→ TASK TO CARRY OUT:
Skip every image and restate the data word for word.

→ RECORDED DATA:
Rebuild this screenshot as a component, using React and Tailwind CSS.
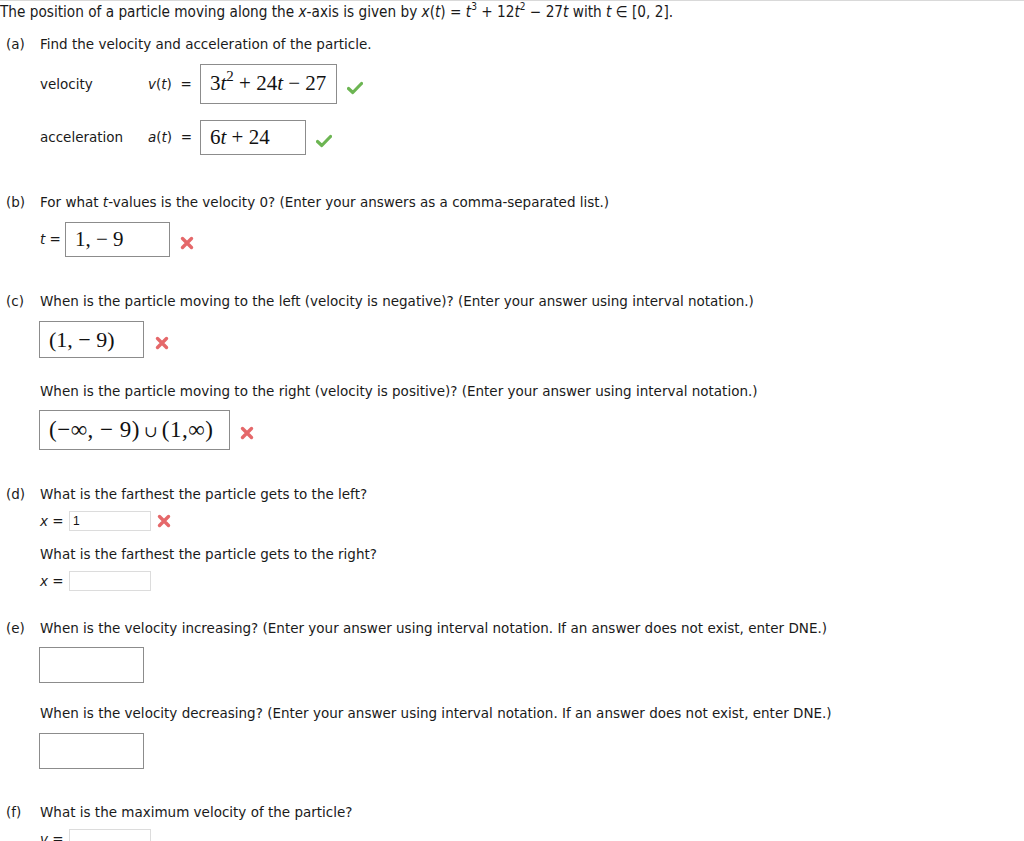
import React from "react";

const Check = () => (
  <svg width="16" height="14" viewBox="0 0 16 14" className="shrink-0">
    <path d="M1.5 7.5 L5.8 11.5 L14.5 2.5" fill="none" stroke="#6cb552" strokeWidth="3.2" strokeLinecap="round" strokeLinejoin="round" />
  </svg>
);

const Cross = () => (
  <svg width="14" height="14" viewBox="0 0 14 14" className="shrink-0">
    <path d="M2.5 2.5 L11.5 11.5 M11.5 2.5 L2.5 11.5" fill="none" stroke="#e5686a" strokeWidth="3.4" strokeLinecap="round" />
  </svg>
);

const M = ({ children, className = "" }) => (
  <span className={"font-['Liberation_Serif',serif] text-[#111] " + className}>{children}</span>
);
const I = ({ children }) => <i className="italic">{children}</i>;

const Line = ({ label, children, className = "" }) => (
  <div className={"flex h-[20px] items-center " + className}>
    <span className="w-[40px] pl-[6px]">{label}</span>
    <span>{children}</span>
  </div>
);

const Box = ({ w, h, children, className = "" }) => (
  <div className={"flex items-center border border-[#8c8c8c] bg-white pl-[9px] " + w + " " + h + " " + className}>{children}</div>
);

const Small = ({ children }) => (
  <div className="flex h-[20px] w-[82px] items-center border border-[#dcdcdc] pl-[3px] font-['Liberation_Sans',sans-serif] text-[12px] text-[#111]">{children}</div>
);

const Cup = () => <span className="mx-[4px] font-['DejaVu_Serif',serif] text-[16px] font-light">∪</span>;

export default function App() {
  return (
    <div className="min-h-[841px] w-[1024px] overflow-hidden border-t border-[#d9d9d9] bg-white font-['DejaVu_Sans',sans-serif] text-[13.5px] text-[#1a1a1a]">
      <div className="flex h-[22px] items-center whitespace-pre font-['DejaVu_Sans_Condensed','DejaVu_Sans',sans-serif] text-[15.2px] [font-stretch:condensed]">
        The position of a particle moving along the <I>x</I>-axis is given by <I>x</I>(<I>t</I>) = <I>t</I><sup className="text-[10px]">3</sup> + 12<I>t</I><sup className="text-[10px]">2</sup> − 27<I>t</I> with <I>t</I> ∈ [0, 2].
      </div>

      <Line label="(a)" className="mt-[11px]">Find the velocity and acceleration of the particle.</Line>

      <div className="mt-[10px] flex h-[40px] items-center pl-[40px]">
        <span className="w-[108px]">velocity</span>
        <span className="w-[52px]"><I>v</I>(<I>t</I>)&nbsp; =</span>
        <Box w="w-[137px]" h="h-[40px]">
          <M className="text-[21px]">3<I>t</I><sup className="-top-[0.6em] text-[15px]">2</sup> + 24<I>t</I> − 27</M>
        </Box>
        <span className="ml-[10px] mt-[8px]"><Check /></span>
      </div>

      <div className="mt-[16px] flex h-[35px] items-center pl-[40px]">
        <span className="w-[108px]">acceleration</span>
        <span className="w-[52px]"><I>a</I>(<I>t</I>)&nbsp; =</span>
        <Box w="w-[106px]" h="h-[35px]">
          <M className="text-[21px]">6<I>t</I> + 24</M>
        </Box>
        <span className="ml-[10px] mt-[6px]"><Check /></span>
      </div>

      <Line label="(b)" className="mt-[37px]">For what <I>t</I>-values is the velocity 0? (Enter your answers as a comma-separated list.)</Line>

      <div className="mt-[10px] flex h-[35px] items-center pl-[40px]">
        <span className="w-[25px]"><I>t</I> =</span>
        <Box w="w-[105px]" h="h-[35px]">
          <M className="text-[21px]">1, − 9</M>
        </Box>
        <span className="ml-[10px] mt-[6px]"><Cross /></span>
      </div>

      <Line label="(c)" className="mt-[34px]">When is the particle moving to the left (velocity is negative)? (Enter your answer using interval notation.)</Line>

      <div className="mt-[10px] flex h-[37px] items-center pl-[39px]">
        <Box w="w-[105px]" h="h-[37px]">
          <M className="text-[22px]">(1, − 9)</M>
        </Box>
        <span className="ml-[11px] mt-[6px]"><Cross /></span>
      </div>

      <Line label="" className="mt-[23px]">When is the particle moving to the right (velocity is positive)? (Enter your answer using interval notation.)</Line>

      <div className="mt-[9px] flex h-[40px] items-center pl-[39px]">
        <Box w="w-[191px]" h="h-[40px]">
          <M className="whitespace-pre text-[23px] tracking-[0.5px]">(−∞, − 9)<Cup />(1,∞)</M>
        </Box>
        <span className="ml-[10px] mt-[6px]"><Cross /></span>
      </div>

      <Line label="(d)" className="mt-[34px]">What is the farthest the particle gets to the left?</Line>

      <div className="mt-[7px] flex h-[20px] items-center pl-[40px]">
        <span className="w-[29px]"><I>x</I> =</span>
        <Small>1</Small>
        <span className="ml-[6px]"><Cross /></span>
      </div>

      <Line label="" className="mt-[13px]">What is the farthest the particle gets to the right?</Line>

      <div className="mt-[7px] flex h-[20px] items-center pl-[40px]">
        <span className="w-[29px]"><I>x</I> =</span>
        <Small></Small>
      </div>

      <Line label="(e)" className="mt-[27px]">When is the velocity increasing? (Enter your answer using interval notation. If an answer does not exist, enter DNE.)</Line>

      <div className="mt-[9px] pl-[39px]">
        <Box w="w-[105px]" h="h-[36px]" />
      </div>

      <Line label="" className="mt-[20px]">When is the velocity decreasing? (Enter your answer using interval notation. If an answer does not exist, enter DNE.)</Line>

      <div className="mt-[10px] pl-[39px]">
        <Box w="w-[105px]" h="h-[36px]" />
      </div>

      <Line label="(f)" className="mt-[33px]">What is the maximum velocity of the particle?</Line>

      <div className="mt-[7px] flex h-[20px] items-center pl-[40px]">
        <span className="w-[29px]"><I>v</I> =</span>
        <Small></Small>
      </div>
    </div>
  );
}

→ ANSWER FOR THE TASK:
Rebuild this screenshot as a component, using React and Tailwind CSS.
import React from "react";

const Check = () => (
  <svg width="16" height="14" viewBox="0 0 16 14" className="shrink-0">
    <path d="M1.5 7.5 L5.8 11.5 L14.5 2.5" fill="none" stroke="#6cb552" strokeWidth="3.2" strokeLinecap="round" strokeLinejoin="round" />
  </svg>
);

const Cross = () => (
  <svg width="14" height="14" viewBox="0 0 14 14" className="shrink-0">
    <path d="M2.5 2.5 L11.5 11.5 M11.5 2.5 L2.5 11.5" fill="none" stroke="#e5686a" strokeWidth="3.4" strokeLinecap="round" />
  </svg>
);

const M = ({ children, className = "" }) => (
  <span className={"font-['Liberation_Serif',serif] text-[#111] " + className}>{children}</span>
);
const I = ({ children }) => <i className="italic">{children}</i>;

const Line = ({ label, children, className = "" }) => (
  <div className={"flex h-[20px] items-center " + className}>
    <span className="w-[40px] pl-[6px]">{label}</span>
    <span>{children}</span>
  </div>
);

const Box = ({ w, h, children, className = "" }) => (
  <div className={"flex items-center border border-[#8c8c8c] bg-white pl-[9px] " + w + " " + h + " " + className}>{children}</div>
);

const Small = ({ children }) => (
  <div className="flex h-[20px] w-[82px] items-center border border-[#dcdcdc] pl-[3px] font-['Liberation_Sans',sans-serif] text-[12px] text-[#111]">{children}</div>
);

const Cup = () => <span className="mx-[4px] font-['DejaVu_Serif',serif] text-[16px] font-light">∪</span>;

export default function App() {
  return (
    <div className="min-h-[841px] w-[1024px] overflow-hidden border-t border-[#d9d9d9] bg-white font-['DejaVu_Sans',sans-serif] text-[13.5px] text-[#1a1a1a]">
      <div className="flex h-[22px] items-center whitespace-pre font-['DejaVu_Sans_Condensed','DejaVu_Sans',sans-serif] text-[15.2px] [font-stretch:condensed]">
        The position of a particle moving along the <I>x</I>-axis is given by <I>x</I>(<I>t</I>) = <I>t</I><sup className="text-[10px]">3</sup> + 12<I>t</I><sup className="text-[10px]">2</sup> − 27<I>t</I> with <I>t</I> ∈ [0, 2].
      </div>

      <Line label="(a)" className="mt-[11px]">Find the velocity and acceleration of the particle.</Line>

      <div className="mt-[10px] flex h-[40px] items-center pl-[40px]">
        <span className="w-[108px]">velocity</span>
        <span className="w-[52px]"><I>v</I>(<I>t</I>)&nbsp; =</span>
        <Box w="w-[137px]" h="h-[40px]">
          <M className="text-[21px]">3<I>t</I><sup className="-top-[0.6em] text-[15px]">2</sup> + 24<I>t</I> − 27</M>
        </Box>
        <span className="ml-[10px] mt-[8px]"><Check /></span>
      </div>

      <div className="mt-[16px] flex h-[35px] items-center pl-[40px]">
        <span className="w-[108px]">acceleration</span>
        <span className="w-[52px]"><I>a</I>(<I>t</I>)&nbsp; =</span>
        <Box w="w-[106px]" h="h-[35px]">
          <M className="text-[21px]">6<I>t</I> + 24</M>
        </Box>
        <span className="ml-[10px] mt-[6px]"><Check /></span>
      </div>

      <Line label="(b)" className="mt-[37px]">For what <I>t</I>-values is the velocity 0? (Enter your answers as a comma-separated list.)</Line>

      <div className="mt-[10px] flex h-[35px] items-center pl-[40px]">
        <span className="w-[25px]"><I>t</I> =</span>
        <Box w="w-[105px]" h="h-[35px]">
          <M className="text-[21px]">1, − 9</M>
        </Box>
        <span className="ml-[10px] mt-[6px]"><Cross /></span>
      </div>

      <Line label="(c)" className="mt-[34px]">When is the particle moving to the left (velocity is negative)? (Enter your answer using interval notation.)</Line>

      <div className="mt-[10px] flex h-[37px] items-center pl-[39px]">
        <Box w="w-[105px]" h="h-[37px]">
          <M className="text-[22px]">(1, − 9)</M>
        </Box>
        <span className="ml-[11px] mt-[6px]"><Cross /></span>
      </div>

      <Line label="" className="mt-[23px]">When is the particle moving to the right (velocity is positive)? (Enter your answer using interval notation.)</Line>

      <div className="mt-[9px] flex h-[40px] items-center pl-[39px]">
        <Box w="w-[191px]" h="h-[40px]">
          <M className="whitespace-pre text-[23px] tracking-[0.5px]">(−∞, − 9)<Cup />(1,∞)</M>
        </Box>
        <span className="ml-[10px] mt-[6px]"><Cross /></span>
      </div>

      <Line label="(d)" className="mt-[34px]">What is the farthest the particle gets to the left?</Line>

      <div className="mt-[7px] flex h-[20px] items-center pl-[40px]">
        <span className="w-[29px]"><I>x</I> =</span>
        <Small>1</Small>
        <span className="ml-[6px]"><Cross /></span>
      </div>

      <Line label="" className="mt-[13px]">What is the farthest the particle gets to the right?</Line>

      <div className="mt-[7px] flex h-[20px] items-center pl-[40px]">
        <span className="w-[29px]"><I>x</I> =</span>
        <Small></Small>
      </div>

      <Line label="(e)" className="mt-[27px]">When is the velocity increasing? (Enter your answer using interval notation. If an answer does not exist, enter DNE.)</Line>

      <div className="mt-[9px] pl-[39px]">
        <Box w="w-[105px]" h="h-[36px]" />
      </div>

      <Line label="" className="mt-[20px]">When is the velocity decreasing? (Enter your answer using interval notation. If an answer does not exist, enter DNE.)</Line>

      <div className="mt-[10px] pl-[39px]">
        <Box w="w-[105px]" h="h-[36px]" />
      </div>

      <Line label="(f)" className="mt-[33px]">What is the maximum velocity of the particle?</Line>

      <div className="mt-[7px] flex h-[20px] items-center pl-[40px]">
        <span className="w-[29px]"><I>v</I> =</span>
        <Small></Small>
      </div>
    </div>
  );
}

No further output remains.